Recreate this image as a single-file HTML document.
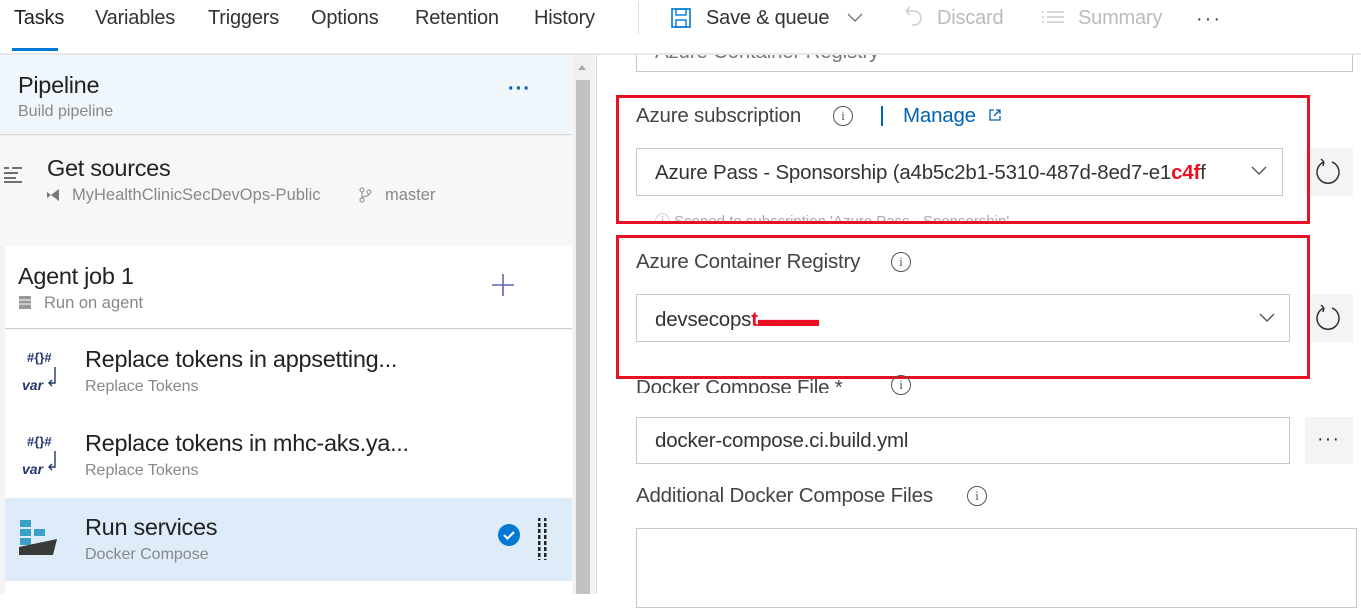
<!DOCTYPE html>
<html><head><meta charset="utf-8"><style>
*{box-sizing:border-box;margin:0;padding:0}
body{width:1361px;height:594px;overflow:hidden;background:#fff;font-family:"Liberation Sans",sans-serif;color:#222;position:relative}
.a{position:absolute;white-space:nowrap}
.tab{font-size:20px;color:#333;top:7px;letter-spacing:-0.2px}
.t20{font-size:23.5px;color:#222;letter-spacing:-0.3px}
.sub{font-size:16px;color:#888}
.lbl{font-size:20.5px;color:#444;letter-spacing:-0.2px}
.box{position:absolute;border:1px solid #c8c8c8;background:#fff}
.red{position:absolute;border:3px solid #e81123}
.info{position:absolute;width:20px;height:20px;border:1.5px solid #555;border-radius:50%;font-size:13px;text-align:center;line-height:17px;color:#555;font-family:"Liberation Serif",serif}
.btn{position:absolute;background:#f4f4f4}
</style></head><body>
<!-- right top clipped box -->
<div class="box" style="left:636px;top:40px;width:717px;height:32px"></div>
<div class="a lbl" style="left:655px;top:40px;color:#777">Azure Container Registry</div>
<!-- header -->
<div class="a" style="left:0;top:0;width:1361px;height:53px;background:#fff"></div>
<div class="a tab" style="left:14px;color:#222">Tasks</div>
<div class="a" style="left:12px;top:48px;width:46px;height:3px;background:#0078d4"></div>
<div class="a tab" style="left:95px">Variables</div>
<div class="a tab" style="left:208px">Triggers</div>
<div class="a tab" style="left:311px">Options</div>
<div class="a tab" style="left:415px">Retention</div>
<div class="a tab" style="left:534px">History</div>
<div class="a" style="left:638px;top:2px;width:1px;height:32px;background:#ddd"></div>
<svg class="a" style="left:670px;top:7px" width="22" height="22" viewBox="0 0 22 22"><rect x="2" y="2" width="18" height="18" fill="none" stroke="#0078d4" stroke-width="1.6"/><rect x="6" y="2" width="10" height="6" fill="none" stroke="#0078d4" stroke-width="1.4"/><rect x="6" y="13" width="10" height="7" fill="none" stroke="#0078d4" stroke-width="1.4"/></svg>
<div class="a tab" style="left:706px;top:7px;color:#333">Save &amp; queue</div>
<svg class="a" style="left:846px;top:12px" width="18" height="12"><path d="M2 2l7 7 7-7" fill="none" stroke="#777" stroke-width="1.4"/></svg>
<svg class="a" style="left:902px;top:5px" width="22" height="26"><path d="M4 6 h8 a7 7 0 0 1 0 14 h-2 M4 6 l4 -4 M4 6 l4 4" fill="none" stroke="#ccc" stroke-width="1.5"/></svg>
<div class="a tab" style="left:937px;top:7px;color:#bbb">Discard</div>
<svg class="a" style="left:1041px;top:10px" width="24" height="16"><path d="M1 2h2M6 2h17M1 7h2M6 7h17M1 12h2M6 12h17" stroke="#ccc" stroke-width="1.4"/></svg>
<div class="a tab" style="left:1078px;top:7px;color:#bbb">Summary</div>
<div class="a" style="left:1196px;top:8px;font-size:20px;color:#444;letter-spacing:2px">···</div>
<div class="a" style="left:0;top:53px;width:1361px;height:2px;background:#eae7ea"></div>

<!-- left panel -->
<div class="a" style="left:0;top:55px;width:596px;height:539px;background:#f4f4f4"></div>
<div class="a" style="left:0;top:55px;width:572px;height:80px;background:#eff6fc;border-bottom:1px solid #d8d8d8"></div>
<div class="a t20" style="left:18px;top:72px">Pipeline</div>
<div class="a sub" style="left:18px;top:103px">Build pipeline</div>
<div class="a" style="left:508px;top:78px;font-size:20px;color:#0058a8;font-weight:bold;letter-spacing:1px">···</div>
<div class="a" style="left:0;top:136px;width:572px;height:110px;background:#f7f7f7"></div>
<svg class="a" style="left:2px;top:164px" width="22" height="20"><path d="M2 4h5M10 4h10M2 9h14M2 14h12M2 18h18" stroke="#444" stroke-width="1.5"/></svg>
<div class="a t20" style="left:47px;top:155px">Get sources</div>
<svg class="a" style="left:46px;top:188px" width="16" height="14"><path d="M1 4l4 3-4 3zM5 7l8-6v12z" fill="#777"/></svg>
<div class="a sub" style="left:72px;top:186px;font-size:16.5px">MyHealthClinicSecDevOps-Public</div>
<svg class="a" style="left:358px;top:187px" width="14" height="16"><circle cx="4" cy="3" r="2" fill="none" stroke="#888"/><circle cx="4" cy="13" r="2" fill="none" stroke="#888"/><circle cx="11" cy="5" r="2" fill="none" stroke="#888"/><path d="M4 5v6M11 7c0 3-7 2-7 4" fill="none" stroke="#888"/></svg>
<div class="a sub" style="left:385px;top:186px;font-size:16.5px">master</div>

<div class="a" style="left:5px;top:246px;width:567px;height:83px;background:#fff;border-bottom:1px solid #d0d0d0"></div>
<div class="a t20" style="left:18px;top:263px">Agent job 1</div>
<svg class="a" style="left:18px;top:295px" width="14" height="15"><rect x="1" y="1" width="12" height="13" fill="#999"/><path d="M1 5h12M1 9h12" stroke="#fff"/></svg>
<div class="a sub" style="left:44px;top:294px;font-size:16.5px">Run on agent</div>
<svg class="a" style="left:490px;top:272px" width="26" height="26"><path d="M13 2v22M2 13h22" stroke="#5b66b5" stroke-width="1.6"/></svg>

<div class="a" style="left:5px;top:330px;width:567px;height:168px;background:#fff"></div>
<div class="a" style="left:27px;top:350px;font-size:13px;color:#24386e;font-weight:bold">#{}#</div>
<div class="a" style="left:22px;top:377px;font-size:14px;color:#24386e;font-style:italic;font-weight:bold">var</div>
<svg class="a" style="left:48px;top:366px" width="10" height="22"><path d="M7 1v16H2M4 14l-3 3 3 3" fill="none" stroke="#24386e" stroke-width="1.4"/></svg>
<div class="a t20" style="left:85px;top:346px">Replace tokens in appsetting...</div>
<div class="a sub" style="left:85px;top:378px">Replace Tokens</div>
<div class="a" style="left:27px;top:434px;font-size:13px;color:#24386e;font-weight:bold">#{}#</div>
<div class="a" style="left:22px;top:461px;font-size:14px;color:#24386e;font-style:italic;font-weight:bold">var</div>
<svg class="a" style="left:48px;top:450px" width="10" height="22"><path d="M7 1v16H2M4 14l-3 3 3 3" fill="none" stroke="#24386e" stroke-width="1.4"/></svg>
<div class="a t20" style="left:85px;top:430px">Replace tokens in mhc-aks.ya...</div>
<div class="a sub" style="left:85px;top:462px">Replace Tokens</div>

<div class="a" style="left:5px;top:498px;width:567px;height:83px;background:#deecf9"></div>
<svg class="a" style="left:17px;top:517px" width="42" height="48"><rect x="3" y="3" width="11" height="7" fill="#3aa0c8"/><rect x="3" y="12" width="11" height="7" fill="#3aa0c8"/><rect x="17" y="12" width="11" height="7" fill="#3aa0c8"/><rect x="3" y="21" width="11" height="7" fill="#3aa0c8"/><path d="M2 30 L40 22 L36 38 L2 38z" fill="#3a3a3a"/></svg>
<div class="a t20" style="left:85px;top:514px">Run services</div>
<div class="a sub" style="left:85px;top:546px">Docker Compose</div>
<svg class="a" style="left:497px;top:523px" width="24" height="24"><circle cx="12" cy="12" r="11" fill="#0078d4"/><path d="M7 12l3.5 3.5L17 9" fill="none" stroke="#fff" stroke-width="2.2"/></svg>
<svg class="a" style="left:537px;top:517px" width="12" height="44"><g fill="#222"><rect x="1" y="1" width="2.5" height="42"/><rect x="7" y="1" width="2.5" height="42"/></g><g fill="#deecf9"><rect x="0" y="4" width="12" height="2"/><rect x="0" y="10" width="12" height="2"/><rect x="0" y="16" width="12" height="2"/><rect x="0" y="22" width="12" height="2"/><rect x="0" y="28" width="12" height="2"/><rect x="0" y="34" width="12" height="2"/><rect x="0" y="40" width="12" height="2"/></g></svg>
<div class="a" style="left:5px;top:581px;width:567px;height:13px;background:#fff"></div>

<!-- scrollbar -->
<div class="a" style="left:574px;top:55px;width:17px;height:539px;background:#f0f0f0"></div>
<svg class="a" style="left:577px;top:63px" width="10" height="8"><path d="M1 7l4-5 4 5z" fill="#aaa"/></svg>
<div class="a" style="left:576px;top:80px;width:14px;height:514px;background:#c2c2c2"></div>
<div class="a" style="left:596px;top:55px;width:1px;height:539px;background:#e0e0e0"></div>

<!-- right -->
<div class="a lbl" style="left:636px;top:104px">Azure subscription</div>
<div class="info" style="left:833px;top:106px">i</div>
<div class="a" style="left:881px;top:106px;width:2px;height:20px;background:#0063b1"></div>
<div class="a lbl" style="left:903px;top:104px;color:#0063b1">Manage</div>
<svg class="a" style="left:989px;top:109px" width="12" height="12"><path d="M5 1H1v10h10V7M7 1h4v4M11 1L5 7" fill="none" stroke="#0063b1" stroke-width="1.3"/></svg>
<div class="box" style="left:636px;top:148px;width:647px;height:48px"></div>
<div class="a lbl" style="left:655px;top:161px;color:#333">Azure Pass - Sponsorship (a4b5c2b1-5310-487d-8ed7-e1<span style="color:#e81123;font-weight:bold">c4f</span>f</div>
<div class="a" style="left:1240px;top:150px;width:40px;height:44px;background:#fff"></div>
<svg class="a" style="left:1250px;top:165px" width="18" height="12"><path d="M2 2l7 7 7-7" fill="none" stroke="#555" stroke-width="1.4"/></svg>
<div class="btn" style="left:1305px;top:148px;width:48px;height:48px"></div>
<svg class="a" style="left:1315px;top:158px" width="28" height="28"><path d="M9 4 A11 11 0 1 0 17 4 M9 4 l-3 -3 M9 4 l-1 4" fill="none" stroke="#333" stroke-width="1.5"/></svg>
<div class="a" style="left:655px;top:210px;font-size:15px;color:#aaa">ⓘ Scoped to subscription 'Azure Pass - Sponsorship'</div>
<div class="a" style="left:616px;top:222px;width:700px;height:14px;background:#fff"></div>
<div class="red" style="left:616px;top:95px;width:694px;height:129px"></div>

<div class="a lbl" style="left:636px;top:250px">Azure Container Registry</div>
<div class="info" style="left:891px;top:252px">i</div>
<div class="box" style="left:636px;top:294px;width:654px;height:48px"></div>
<div class="a lbl" style="left:655px;top:308px;color:#333">devsecops<span style="color:#e81123;font-weight:bold">t▬▬▬</span></div>
<svg class="a" style="left:1258px;top:312px" width="18" height="12"><path d="M2 2l7 7 7-7" fill="none" stroke="#555" stroke-width="1.4"/></svg>
<div class="btn" style="left:1311px;top:294px;width:42px;height:48px"></div>
<svg class="a" style="left:1315px;top:304px" width="28" height="28"><path d="M9 4 A11 11 0 1 0 17 4 M9 4 l-3 -3 M9 4 l-1 4" fill="none" stroke="#333" stroke-width="1.5"/></svg>
<div class="red" style="left:616px;top:235px;width:694px;height:144px"></div>

<div class="a lbl" style="left:636px;top:376px;height:17px;overflow:hidden">Docker Compose File *</div>
<div class="info" style="left:891px;top:375px">i</div>
<div class="box" style="left:636px;top:417px;width:654px;height:47px"></div>
<div class="a lbl" style="left:655px;top:429px;color:#333">docker-compose.ci.build.yml</div>
<div class="btn" style="left:1305px;top:417px;width:48px;height:47px"></div>
<div class="a" style="left:1317px;top:428px;font-size:20px;letter-spacing:1px;color:#333">···</div>

<div class="a lbl" style="left:636px;top:484px">Additional Docker Compose Files</div>
<div class="info" style="left:967px;top:486px">i</div>
<div class="box" style="left:636px;top:528px;width:721px;height:80px"></div>
</body></html>
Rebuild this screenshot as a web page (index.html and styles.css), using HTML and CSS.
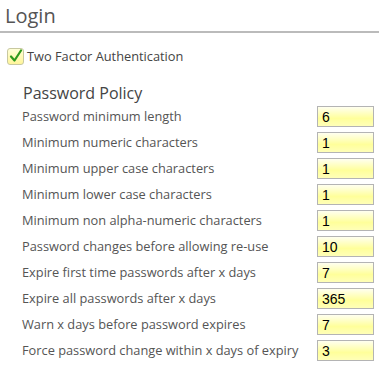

---+---

* **EXERCISE**
Out of the material above, gather each line where "this" appears.

* **THE RESPONSE**
Recreate this image as a single-file HTML document.
Rebuild this screenshot as a web page (index.html and styles.css), using HTML and CSS.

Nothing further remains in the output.